Generalsekretärin Annegret Kramp-Karrenbauer schlug am Wochenende überraschend per Videobotschaft die Idee eines Dienstjahres für Männer und Frauen vor, das sowohl militärisch als auch zivil abgeleistet werden könne. Es ist auch ein Signal der Generalsekretärin an die Konservativen in der Union, die mit Aussetzung der Wehrpflicht unter dem damaligen CSU-Verteidigungsminister Karl-Theodor zu Guttenberg nie warm geworden sind. Der CDU Parteitag soll darüber im Dezember diskutieren.
Die Resonanz ist selbst innerhalb der Union gemischt. Unterstützung findet die Idee bei Paul Ziemiak, Vorsitzender der Jungen Union: "Wir fordern ein Gesellschaftsjahr, in dem jeder junge Mensch, egal, ob Mann oder Frau verpflichtet ist, etwas für die Gesellschaft zu tun. Das kann bei der Bundeswehr sein, das kann bei der Feuerwehr sein. Aber das kann auch in der Pflege oder einer sozialen Einrichtung sein."
So Ziemiak in der ARD. Skeptisch äußert sich dagegen Volker Rühe, einst CDU-Generalsekretär und ehemaliger Verteidigungsminister. "Und über allgemeine Dienstpflicht, 700.000 Jungen und Mädchen, zwangs zu verpflichten, das ist nicht nur rechtlich nicht möglich, das würde auch nicht die Probleme der Bundeswehr lösen. Und auch nicht die anderen." Die Bundeswehr sei heute eine Freiwilligenarmee, eine erneute Reform würde Chaos stiften. Rühe fordert stattdessen eine Stärkung der Strukturen: bessere Ausrüstung, bessere Bezahlung.
Rechtlich wohl nicht durchsetzbar
Neben organisatorischen Hindernissen sieht Rühe zudem rechtliche Hürden. Für ein allgemeines verpflichtendes Dienstjahr auch für Frauen müsse das Grundgesetz geändert werden, dafür dürfte es derzeit keine Mehrheiten geben.
Das Grundgesetz sieht nur die Wehrpflicht für Männer vor, damit verbunden sind zivile Ersatzdienste. Der Wehrbeauftragte des Bundestags, Hans-Peter Bartels von der SPD, äußerte sich heute im Bayrischen Rundfunk zwar vorsichtig zustimmend, verwies aber auf die bestehenden rechtlichen Hürden eines allgemeinen Dienstjahres: "Ich finde die Grundidee sympathisch, dass man sagt, es sollte einen Dienst geben, der für die Allgemeinheit, der im Sozialen oder Militärischen abgeleistet wird, aber ich glaube nicht, dass es ein Pflichtdienst sein kann."

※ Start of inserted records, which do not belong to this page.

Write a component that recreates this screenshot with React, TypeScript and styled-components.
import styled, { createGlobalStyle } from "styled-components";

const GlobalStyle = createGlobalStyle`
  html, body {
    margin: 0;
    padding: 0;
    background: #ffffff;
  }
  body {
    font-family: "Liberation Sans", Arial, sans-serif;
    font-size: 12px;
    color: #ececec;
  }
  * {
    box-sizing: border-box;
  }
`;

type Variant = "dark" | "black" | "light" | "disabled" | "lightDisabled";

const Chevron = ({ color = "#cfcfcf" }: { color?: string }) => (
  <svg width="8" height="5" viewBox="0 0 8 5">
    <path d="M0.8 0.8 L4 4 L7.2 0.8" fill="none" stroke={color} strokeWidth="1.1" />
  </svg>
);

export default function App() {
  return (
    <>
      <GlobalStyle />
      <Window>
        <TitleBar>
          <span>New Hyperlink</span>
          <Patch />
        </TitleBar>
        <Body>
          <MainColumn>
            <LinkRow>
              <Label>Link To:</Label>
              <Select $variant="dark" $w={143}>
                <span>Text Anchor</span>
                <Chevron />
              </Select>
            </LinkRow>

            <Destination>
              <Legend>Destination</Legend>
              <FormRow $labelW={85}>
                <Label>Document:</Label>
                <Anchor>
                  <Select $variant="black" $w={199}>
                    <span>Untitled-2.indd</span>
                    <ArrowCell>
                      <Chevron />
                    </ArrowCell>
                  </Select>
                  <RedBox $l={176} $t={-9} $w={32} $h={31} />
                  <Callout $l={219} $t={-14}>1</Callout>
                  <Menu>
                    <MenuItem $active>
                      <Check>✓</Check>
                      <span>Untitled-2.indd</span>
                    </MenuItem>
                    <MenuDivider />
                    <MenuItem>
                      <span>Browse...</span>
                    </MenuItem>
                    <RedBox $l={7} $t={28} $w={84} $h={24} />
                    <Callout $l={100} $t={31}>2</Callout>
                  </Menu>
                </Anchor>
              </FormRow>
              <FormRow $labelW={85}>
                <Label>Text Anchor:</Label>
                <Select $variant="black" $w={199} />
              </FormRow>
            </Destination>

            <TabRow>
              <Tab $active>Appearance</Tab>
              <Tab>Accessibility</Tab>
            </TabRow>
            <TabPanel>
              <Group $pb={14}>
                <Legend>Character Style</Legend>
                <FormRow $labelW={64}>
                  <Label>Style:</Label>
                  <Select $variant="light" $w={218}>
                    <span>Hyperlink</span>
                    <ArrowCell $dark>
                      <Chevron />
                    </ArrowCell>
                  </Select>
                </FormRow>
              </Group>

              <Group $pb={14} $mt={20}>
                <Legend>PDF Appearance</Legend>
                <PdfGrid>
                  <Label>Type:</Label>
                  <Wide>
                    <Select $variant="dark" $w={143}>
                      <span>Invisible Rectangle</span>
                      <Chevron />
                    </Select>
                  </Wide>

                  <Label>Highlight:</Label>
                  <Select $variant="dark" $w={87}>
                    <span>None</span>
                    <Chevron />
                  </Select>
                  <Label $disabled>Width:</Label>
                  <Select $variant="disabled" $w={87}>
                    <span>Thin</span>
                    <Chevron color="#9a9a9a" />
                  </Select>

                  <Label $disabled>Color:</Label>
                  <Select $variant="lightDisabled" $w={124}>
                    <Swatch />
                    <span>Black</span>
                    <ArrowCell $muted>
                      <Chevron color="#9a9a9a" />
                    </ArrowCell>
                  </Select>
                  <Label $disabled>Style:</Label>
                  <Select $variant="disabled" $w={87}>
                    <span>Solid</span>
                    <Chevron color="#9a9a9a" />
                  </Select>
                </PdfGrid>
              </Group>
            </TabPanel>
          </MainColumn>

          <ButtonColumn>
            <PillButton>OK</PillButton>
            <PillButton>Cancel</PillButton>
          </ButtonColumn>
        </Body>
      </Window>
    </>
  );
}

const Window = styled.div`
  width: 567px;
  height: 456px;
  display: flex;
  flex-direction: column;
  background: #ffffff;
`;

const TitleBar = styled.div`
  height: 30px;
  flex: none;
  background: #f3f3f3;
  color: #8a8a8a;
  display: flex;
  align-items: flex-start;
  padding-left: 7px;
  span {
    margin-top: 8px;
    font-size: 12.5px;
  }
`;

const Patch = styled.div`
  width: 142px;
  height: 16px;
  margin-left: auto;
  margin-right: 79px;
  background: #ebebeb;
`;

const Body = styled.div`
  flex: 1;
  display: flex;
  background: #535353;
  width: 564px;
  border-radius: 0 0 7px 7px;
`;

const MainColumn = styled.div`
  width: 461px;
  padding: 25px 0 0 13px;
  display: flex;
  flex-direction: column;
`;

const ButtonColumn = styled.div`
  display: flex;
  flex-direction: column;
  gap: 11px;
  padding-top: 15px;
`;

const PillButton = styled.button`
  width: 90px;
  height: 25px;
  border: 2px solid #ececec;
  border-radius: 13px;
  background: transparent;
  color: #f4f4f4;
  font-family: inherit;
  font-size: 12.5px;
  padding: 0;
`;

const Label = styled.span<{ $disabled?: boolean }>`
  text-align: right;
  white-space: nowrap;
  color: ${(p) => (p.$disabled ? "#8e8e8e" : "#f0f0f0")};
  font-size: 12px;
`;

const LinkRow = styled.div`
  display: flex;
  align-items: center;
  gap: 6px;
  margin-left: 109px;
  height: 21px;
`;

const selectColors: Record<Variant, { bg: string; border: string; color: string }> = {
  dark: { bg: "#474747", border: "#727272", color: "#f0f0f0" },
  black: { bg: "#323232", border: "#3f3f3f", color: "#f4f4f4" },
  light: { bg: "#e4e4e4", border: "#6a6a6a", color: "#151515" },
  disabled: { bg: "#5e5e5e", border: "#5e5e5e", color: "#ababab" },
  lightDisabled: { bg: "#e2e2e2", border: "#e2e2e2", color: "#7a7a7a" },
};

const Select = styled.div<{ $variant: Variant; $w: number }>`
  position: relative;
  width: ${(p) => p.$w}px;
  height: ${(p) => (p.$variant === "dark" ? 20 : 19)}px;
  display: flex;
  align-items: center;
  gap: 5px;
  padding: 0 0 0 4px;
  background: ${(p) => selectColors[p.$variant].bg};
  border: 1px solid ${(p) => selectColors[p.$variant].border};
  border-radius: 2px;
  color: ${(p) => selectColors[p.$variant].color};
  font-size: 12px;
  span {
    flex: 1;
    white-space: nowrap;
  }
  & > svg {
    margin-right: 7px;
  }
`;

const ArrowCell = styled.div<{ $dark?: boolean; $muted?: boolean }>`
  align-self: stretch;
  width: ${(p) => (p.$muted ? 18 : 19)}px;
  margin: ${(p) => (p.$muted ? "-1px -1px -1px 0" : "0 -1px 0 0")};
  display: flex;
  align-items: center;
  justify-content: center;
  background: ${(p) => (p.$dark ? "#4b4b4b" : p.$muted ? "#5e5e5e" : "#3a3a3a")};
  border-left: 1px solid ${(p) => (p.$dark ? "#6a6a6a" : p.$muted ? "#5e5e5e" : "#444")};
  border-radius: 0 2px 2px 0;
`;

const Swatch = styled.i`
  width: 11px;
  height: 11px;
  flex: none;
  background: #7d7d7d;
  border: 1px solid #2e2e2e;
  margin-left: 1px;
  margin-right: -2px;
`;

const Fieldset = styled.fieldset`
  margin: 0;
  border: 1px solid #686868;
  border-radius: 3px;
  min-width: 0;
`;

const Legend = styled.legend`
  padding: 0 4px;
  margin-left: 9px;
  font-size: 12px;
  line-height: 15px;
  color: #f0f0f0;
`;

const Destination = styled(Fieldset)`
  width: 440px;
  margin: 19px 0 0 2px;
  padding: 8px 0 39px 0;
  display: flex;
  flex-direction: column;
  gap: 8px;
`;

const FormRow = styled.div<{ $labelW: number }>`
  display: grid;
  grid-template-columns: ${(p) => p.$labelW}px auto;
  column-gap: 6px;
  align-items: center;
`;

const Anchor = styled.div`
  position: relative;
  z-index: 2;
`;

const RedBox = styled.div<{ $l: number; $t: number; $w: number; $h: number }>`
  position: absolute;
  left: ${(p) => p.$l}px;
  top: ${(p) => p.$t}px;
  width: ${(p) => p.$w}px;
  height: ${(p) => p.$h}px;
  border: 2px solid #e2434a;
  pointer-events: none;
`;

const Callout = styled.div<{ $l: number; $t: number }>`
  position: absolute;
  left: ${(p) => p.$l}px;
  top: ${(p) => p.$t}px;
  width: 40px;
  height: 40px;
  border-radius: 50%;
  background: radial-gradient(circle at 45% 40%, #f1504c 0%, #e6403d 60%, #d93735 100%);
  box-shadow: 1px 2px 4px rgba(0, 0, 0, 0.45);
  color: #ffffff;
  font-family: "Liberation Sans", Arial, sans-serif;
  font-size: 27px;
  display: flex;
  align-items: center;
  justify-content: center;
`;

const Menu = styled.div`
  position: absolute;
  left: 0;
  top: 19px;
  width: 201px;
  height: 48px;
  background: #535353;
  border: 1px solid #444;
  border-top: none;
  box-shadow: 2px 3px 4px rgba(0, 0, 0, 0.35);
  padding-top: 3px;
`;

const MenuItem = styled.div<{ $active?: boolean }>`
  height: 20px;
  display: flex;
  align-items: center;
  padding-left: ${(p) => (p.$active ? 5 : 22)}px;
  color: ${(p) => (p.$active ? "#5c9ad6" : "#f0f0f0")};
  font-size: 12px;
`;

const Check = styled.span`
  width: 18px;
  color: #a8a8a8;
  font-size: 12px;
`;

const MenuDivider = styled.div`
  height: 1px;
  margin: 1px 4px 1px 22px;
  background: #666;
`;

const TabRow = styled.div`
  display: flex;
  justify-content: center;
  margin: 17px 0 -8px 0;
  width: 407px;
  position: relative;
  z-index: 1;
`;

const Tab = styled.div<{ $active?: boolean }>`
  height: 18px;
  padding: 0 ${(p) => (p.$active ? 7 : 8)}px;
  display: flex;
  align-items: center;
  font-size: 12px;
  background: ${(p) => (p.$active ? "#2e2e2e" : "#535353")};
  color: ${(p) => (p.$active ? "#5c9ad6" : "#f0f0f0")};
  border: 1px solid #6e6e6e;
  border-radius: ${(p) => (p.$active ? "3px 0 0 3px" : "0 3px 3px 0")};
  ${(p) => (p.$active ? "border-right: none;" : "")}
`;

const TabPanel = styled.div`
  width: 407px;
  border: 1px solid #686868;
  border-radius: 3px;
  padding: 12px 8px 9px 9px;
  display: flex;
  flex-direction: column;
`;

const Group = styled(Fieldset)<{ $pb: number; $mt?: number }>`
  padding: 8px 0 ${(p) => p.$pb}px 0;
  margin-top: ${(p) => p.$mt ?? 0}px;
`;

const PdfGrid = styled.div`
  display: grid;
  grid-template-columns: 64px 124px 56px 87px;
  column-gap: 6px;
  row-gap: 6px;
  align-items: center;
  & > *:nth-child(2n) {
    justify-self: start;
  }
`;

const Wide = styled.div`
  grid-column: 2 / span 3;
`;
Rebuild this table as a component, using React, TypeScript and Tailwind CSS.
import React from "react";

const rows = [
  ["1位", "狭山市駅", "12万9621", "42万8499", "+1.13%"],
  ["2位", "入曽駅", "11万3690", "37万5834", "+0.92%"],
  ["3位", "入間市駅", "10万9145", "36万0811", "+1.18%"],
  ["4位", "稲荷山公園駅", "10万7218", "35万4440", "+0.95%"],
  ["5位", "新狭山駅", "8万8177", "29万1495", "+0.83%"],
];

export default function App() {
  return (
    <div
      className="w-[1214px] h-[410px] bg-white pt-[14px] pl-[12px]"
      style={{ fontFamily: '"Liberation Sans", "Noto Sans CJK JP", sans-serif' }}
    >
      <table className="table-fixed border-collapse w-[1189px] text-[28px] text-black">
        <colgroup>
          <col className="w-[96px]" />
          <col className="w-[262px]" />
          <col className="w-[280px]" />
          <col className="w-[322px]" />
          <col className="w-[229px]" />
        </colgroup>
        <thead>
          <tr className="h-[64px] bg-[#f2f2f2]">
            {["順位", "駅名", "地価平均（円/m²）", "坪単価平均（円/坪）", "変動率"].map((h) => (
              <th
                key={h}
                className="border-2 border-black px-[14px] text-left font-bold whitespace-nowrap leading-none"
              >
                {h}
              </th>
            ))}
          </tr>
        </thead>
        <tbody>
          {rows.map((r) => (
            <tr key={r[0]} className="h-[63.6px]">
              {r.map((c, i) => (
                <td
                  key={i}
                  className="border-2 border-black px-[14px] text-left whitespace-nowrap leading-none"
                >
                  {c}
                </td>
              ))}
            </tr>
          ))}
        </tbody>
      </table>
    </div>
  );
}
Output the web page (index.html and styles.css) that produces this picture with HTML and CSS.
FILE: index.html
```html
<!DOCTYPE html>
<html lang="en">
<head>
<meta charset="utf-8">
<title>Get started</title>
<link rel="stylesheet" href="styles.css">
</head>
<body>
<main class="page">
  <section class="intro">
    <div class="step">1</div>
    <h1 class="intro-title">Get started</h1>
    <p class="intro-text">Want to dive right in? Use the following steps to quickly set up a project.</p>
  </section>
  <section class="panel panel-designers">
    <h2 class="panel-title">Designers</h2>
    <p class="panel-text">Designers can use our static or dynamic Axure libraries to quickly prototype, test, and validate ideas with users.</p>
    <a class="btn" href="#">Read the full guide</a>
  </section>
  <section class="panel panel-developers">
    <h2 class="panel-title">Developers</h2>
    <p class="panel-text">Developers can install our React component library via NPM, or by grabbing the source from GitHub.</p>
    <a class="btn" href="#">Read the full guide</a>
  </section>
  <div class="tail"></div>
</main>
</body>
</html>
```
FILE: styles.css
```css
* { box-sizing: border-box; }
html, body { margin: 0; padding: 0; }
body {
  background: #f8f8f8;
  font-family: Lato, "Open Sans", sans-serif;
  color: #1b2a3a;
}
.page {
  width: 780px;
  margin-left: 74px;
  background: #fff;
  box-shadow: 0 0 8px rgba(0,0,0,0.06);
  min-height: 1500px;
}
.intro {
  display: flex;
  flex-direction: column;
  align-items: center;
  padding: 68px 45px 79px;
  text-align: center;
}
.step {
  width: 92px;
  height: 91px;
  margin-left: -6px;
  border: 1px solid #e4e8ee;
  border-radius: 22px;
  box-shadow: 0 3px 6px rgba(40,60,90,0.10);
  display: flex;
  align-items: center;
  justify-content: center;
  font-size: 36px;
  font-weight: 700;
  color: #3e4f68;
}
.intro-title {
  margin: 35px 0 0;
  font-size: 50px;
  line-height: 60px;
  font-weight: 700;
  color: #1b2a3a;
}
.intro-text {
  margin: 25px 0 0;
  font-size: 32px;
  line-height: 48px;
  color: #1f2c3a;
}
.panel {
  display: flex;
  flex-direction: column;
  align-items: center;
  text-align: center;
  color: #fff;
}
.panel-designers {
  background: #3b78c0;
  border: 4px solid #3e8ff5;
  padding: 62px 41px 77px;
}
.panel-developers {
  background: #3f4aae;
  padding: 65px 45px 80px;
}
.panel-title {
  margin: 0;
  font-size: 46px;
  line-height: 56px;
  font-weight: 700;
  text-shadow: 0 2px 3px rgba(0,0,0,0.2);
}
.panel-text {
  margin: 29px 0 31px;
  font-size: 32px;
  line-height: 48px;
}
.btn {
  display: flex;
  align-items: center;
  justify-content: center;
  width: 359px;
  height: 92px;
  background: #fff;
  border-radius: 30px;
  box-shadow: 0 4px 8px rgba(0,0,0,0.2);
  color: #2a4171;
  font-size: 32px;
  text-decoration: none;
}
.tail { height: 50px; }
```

Eine Rückkehr zur Wehrpflicht hält Bartels für illusorisch. Bartels, der als Wehrbeauftragter Anwalt der Soldatinnen und Soldaten ist, machte sich stark für mehr gesellschaftliche Wertschätzung und attraktivere Dienstbedingungen wie mehr Familienfreundlichkeit. Unverständnis äußerte auch der ehemalige Generalinspekteur der Bundeswehr, Harald Kujat. Er sagte im Kölner Stadt-Anzeiger, dass er die ganze Diskussion nicht verstehe. Da werde – Zitat – eine neue Sau durchs Dorf getrieben.
Zustimmung von der AfD
Aus den Reihen der Opposition gibt es unterschiedliche Bewertungen: Tobias Lindner, Verteidigungspolitiker bei den Grünen sagte in der ARD: "Mehrere unionsgeführte Verteidigungsminister haben es nicht hinbekommen, die Personalprobleme der Bundeswehr zu lösen. Statt darüber zu diskutieren, wie man den Dienst in der Bundeswehr attraktiver, vernünftig bezahlt machen könnte, soll jetzt ein Zwangsdienst wieder eingeführt werden, das wird die Probleme der Truppe nicht lösen."
Der parlamentarische Geschäftsführer der Linksfraktion, Jan Korte, kritisierte, eine Wiedereinführung der Wehrpflicht wäre "ein Zurück ins letzte Jahrhundert". Als bisher einzige Partei setzt sich die AfD klar für eine Wiedereinführung der Wehrpflicht ein, wer dagegen sei, schade Deutschland, so Fraktionschef Alexander Gauland.
Die verteidigungspolitische Sprecherin der FDP-Bundestagsfraktion, Marie-Agnes Strack-Zimmermann, warnte, allein der Wiederaufbau der Infrastruktur würde "horrende Summen verschlingen", andere Liberale forderten eine Stärkung von Freiwilligen-Diensten.